Nearby: The Old Town Rooftop Walkway
Five minutes’ walk from Id Kah is the Old City Wall Walkway — a restored rampart section that gives you an elevated view over the timber-roofed maze of the old city. It’s especially good at sunset, when the light turns the mud-brick a deep amber. Entry is usually free or ¥10; check on arrival.
From the walkway you can see the mosque’s minaret rising above the roofline — a useful orientation tool when you’re inevitably lost in the Old Town’s multilevel alleys.
When to Skip the Visit (Be Real with Yourself)
Id Kah is not for everyone, and that’s okay. Skip it if:
- You’re only interested in “Instagram arch photos” and aren’t willing to dress modestly or move quietly.
- You’re visiting on a Monday and trying to combine it with the museum (which is closed Mondays) — re-plan your Kashgar days.
- You’re pressed for time and can only give it 15 minutes — you’ll get more out of sitting in the square and people-watching for an hour than rushing through the courtyard in a panic.

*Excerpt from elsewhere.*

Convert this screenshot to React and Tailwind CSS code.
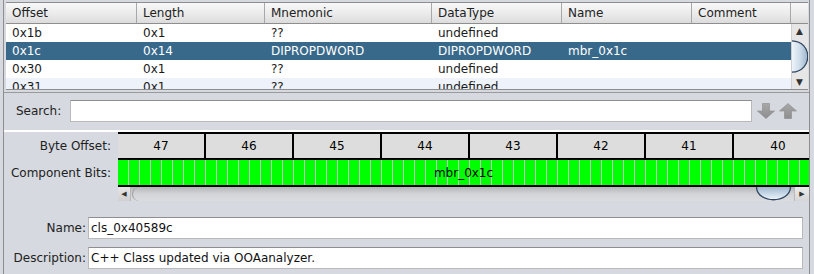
import React from "react";

const cols = [
  { name: "Offset", w: "w-[131px]" },
  { name: "Length", w: "w-[128px]" },
  { name: "Mnemonic", w: "w-[167px]" },
  { name: "DataType", w: "w-[130px]" },
  { name: "Name", w: "w-[130px]" },
  { name: "Comment", w: "w-[99px]" },
];

const rows = [
  { c: ["0x1b", "0x1", "??", "undefined", "", ""], bg: "bg-white" },
  { c: ["0x1c", "0x14", "DIPROPDWORD", "DIPROPDWORD", "mbr_0x1c", ""], bg: "bg-[#39698a] text-white" },
  { c: ["0x30", "0x1", "??", "undefined", "", ""], bg: "bg-white" },
  { c: ["0x31", "0x1", "??", "undefined", "", ""], bg: "bg-[#edf2fb]" },
];

const bytes = [47, 46, 45, 44, 43, 42, 41, 40];

function SearchArrow({ up }) {
  return (
    <svg width="18" height="16" viewBox="0 0 18 16">
      <defs>
        <linearGradient id={up ? "ga" : "gb"} x1="0" y1="0" x2="0" y2="1">
          <stop offset="0" stopColor="#a8a8a8" />
          <stop offset="1" stopColor="#8e8e8e" />
        </linearGradient>
      </defs>
      {up ? (
        <path d="M9 0.5 L17.5 8 L12.5 8 L12.5 15.5 L5.5 15.5 L5.5 8 L0.5 8 Z" fill={`url(#ga)`} stroke="#8a8a8a" strokeWidth="0.6" />
      ) : (
        <path d="M5.5 0.5 L12.5 0.5 L12.5 8 L17.5 8 L9 15.5 L0.5 8 L5.5 8 Z" fill={`url(#gb)`} stroke="#8a8a8a" strokeWidth="0.6" />
      )}
    </svg>
  );
}

function TextField({ value, w }) {
  return (
    <div className={`${w} h-[22px] bg-white border border-[#b9b9b9] border-t-[#8e8e8e] flex items-center pl-[2px] text-[12px] text-[#111] leading-none`}>
      {value}
    </div>
  );
}

export default function App() {
  return (
    <div className="w-[814px] h-[274px] bg-[#d6d9df] overflow-hidden font-['DejaVu_Sans',sans-serif] text-[12px] text-[#1a1a1a]">
      <div className="ml-[3px] w-[807px] h-[274px] border-x border-[#8e8e8e] flex flex-col">
        {/* table pane */}
        <div className="mt-[2px] ml-[2px] w-[802px] border-y border-[#8e8e8e] bg-white">
          <div className="flex h-[21px] border-b border-[#8e8e8e] bg-gradient-to-b from-[#f8f8f8] via-[#ececec] to-[#dcdcdc]">
            {cols.map((c) => (
              <div key={c.name} className={`${c.w} h-full border-r border-[#a8a8a8] pl-[6px] flex items-center leading-none text-[#222]`}>
                {c.name}
              </div>
            ))}
            <div className="w-[17px] h-full" />
          </div>
          <div className="flex h-[65px] overflow-hidden">
            <div className="flex flex-col">
              {rows.map((r, i) => (
                <div key={i} className={`flex h-[18px] shrink-0 ${r.bg}`}>
                  {r.c.map((t, j) => (
                    <div key={j} className={`${cols[j].w} pl-[6px] flex items-center leading-none whitespace-nowrap ${j === 0 ? "" : "pl-[5px]"}`}>
                      {t}
                    </div>
                  ))}
                </div>
              ))}
            </div>
            <div className="relative w-[17px] h-[65px] bg-[#e6e6e6] border-l border-[#cfcfcf] overflow-hidden">
              <div className="absolute top-[3px] left-[4px] text-[9px] leading-none text-[#333]">▲</div>
              <svg className="absolute left-0 top-[16px]" width="17" height="33" viewBox="0 0 17 33">
                <defs>
                  <linearGradient id="vt" x1="0" y1="0" x2="1" y2="0">
                    <stop offset="0" stopColor="#eef4fa" />
                    <stop offset="0.5" stopColor="#cddcea" />
                    <stop offset="1" stopColor="#9cb4cb" />
                  </linearGradient>
                </defs>
                <path d="M0 0.8 C 21 1.5, 21 31.5, 0 32.2 Z" fill="url(#vt)" />
                <path d="M0 0.8 C 21 1.5, 21 31.5, 0 32.2" fill="none" stroke="#2f4560" strokeWidth="1.3" />
              </svg>
              <div className="absolute bottom-[2px] left-[4px] text-[9px] leading-none text-[#333]">▼</div>
            </div>
          </div>
        </div>

        {/* search */}
        <div className="mt-[2px] h-px bg-[#9a9a9a]" />
        <div className="h-[37px] flex items-start pt-[7px]">
          <div className="w-[59px] pl-[12px] h-[22px] flex items-center leading-none text-[#222]">Search:</div>
          <div className="ml-[7px]">
            <TextField value="" w="w-[682px]" />
          </div>
          <div className="ml-[5px] mt-[3px] flex gap-[4px]">
            <SearchArrow />
            <SearchArrow up />
          </div>
        </div>
        <div className="h-[2px] bg-white" />

        {/* bits panel */}
        <div className="flex h-[69px]">
          <div className="w-[114px] flex flex-col items-end pr-[7px] text-[#222]">
            <div className="h-[2px]" />
            <div className="h-[24px] flex items-center leading-none">Byte Offset:</div>
            <div className="h-[2px]" />
            <div className="h-[25px] flex items-center leading-none">Component Bits:</div>
          </div>
          <div className="relative flex-1 overflow-hidden flex flex-col">
            <div className="w-[704px] flex flex-col">
              <div className="h-[2px] bg-black" />
              <div className="h-[24px] flex bg-[#dddddd]">
                {bytes.map((b, i) => (
                  <div key={b} className={`w-[88px] h-full flex items-center justify-center leading-none text-black ${i < 7 ? "border-r-2 border-black" : ""}`}>
                    {b}
                  </div>
                ))}
              </div>
              <div className="h-[2px] bg-black" />
              <div className="h-[25px] flex bg-[#00ff00]">
                {Array.from({ length: 64 }).map((_, i) => (
                  <div key={i} className="w-[11px] h-full border-r border-[#c4c4c4] shrink-0" />
                ))}
              </div>
              <div className="h-[2px] bg-black" />
            </div>
            <div className="absolute left-0 right-0 top-[28px] h-[25px] flex items-center justify-center leading-none text-black">
              mbr_0x1c
            </div>
            {/* horizontal scrollbar */}
            <div className="relative h-[14px] flex bg-gradient-to-b from-[#b3b5b9] via-[#d2d4d8] to-[#dadce0] overflow-hidden">
              <div className="w-[13px] h-full bg-gradient-to-b from-[#e6e6e6] to-[#d0d0d0] border-r border-[#b8b8b8] flex items-center justify-center text-[7px] leading-none text-[#333]">◀</div>
              <div className="flex-1 h-full rounded-l-[8px] border-l border-[#9a9a9a] ml-[1px]" />
              <svg className="absolute top-0 left-[638px]" width="36" height="14" viewBox="0 0 36 14">
                <defs>
                  <linearGradient id="ht" x1="0" y1="0" x2="0" y2="1">
                    <stop offset="0" stopColor="#9fb6cc" />
                    <stop offset="0.6" stopColor="#cfdeec" />
                    <stop offset="1" stopColor="#eef4fa" />
                  </linearGradient>
                </defs>
                <path d="M0.5 0 C 1 17, 34 17, 34.5 0 Z" fill="url(#ht)" />
                <path d="M0.5 0 C 1 17, 34 17, 34.5 0" fill="none" stroke="#2f4560" strokeWidth="1.3" />
              </svg>
              <div className="w-[15px] h-full bg-gradient-to-b from-[#ececec] to-[#d6d6d6] border-l border-[#b8b8b8] flex items-center justify-center text-[7px] leading-none text-[#333]">▶</div>
            </div>
          </div>
        </div>

        {/* name / description */}
        <div className="mt-[16px] flex items-center">
          <div className="w-[84px] pr-[2px] text-right leading-none text-[#222]">Name:</div>
          <TextField value="cls_0x40589c" w="w-[715px]" />
        </div>
        <div className="mt-[8px] flex items-center">
          <div className="w-[84px] pr-[2px] text-right leading-none text-[#222]">Description:</div>
          <TextField value="C++ Class updated via OOAanalyzer." w="w-[715px]" />
        </div>
      </div>
    </div>
  );
}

Final Word: Why This Article Exists
Most foreign-facing content about Id Kah Mosque treats it as a visual pitstop. That’s a missed opportunity. The mosque is a working house of worship in one of the most culturally layered cities on the Silk Road. Approaching it with curiosity, respect, and a willingness to learn transforms a 45-minute stop into a genuine cultural encounter.
Come for the arches. Stay for the human stories in the square. Leave having understood a little more about how a 15th-century institution remains fiercely alive in the 21st century.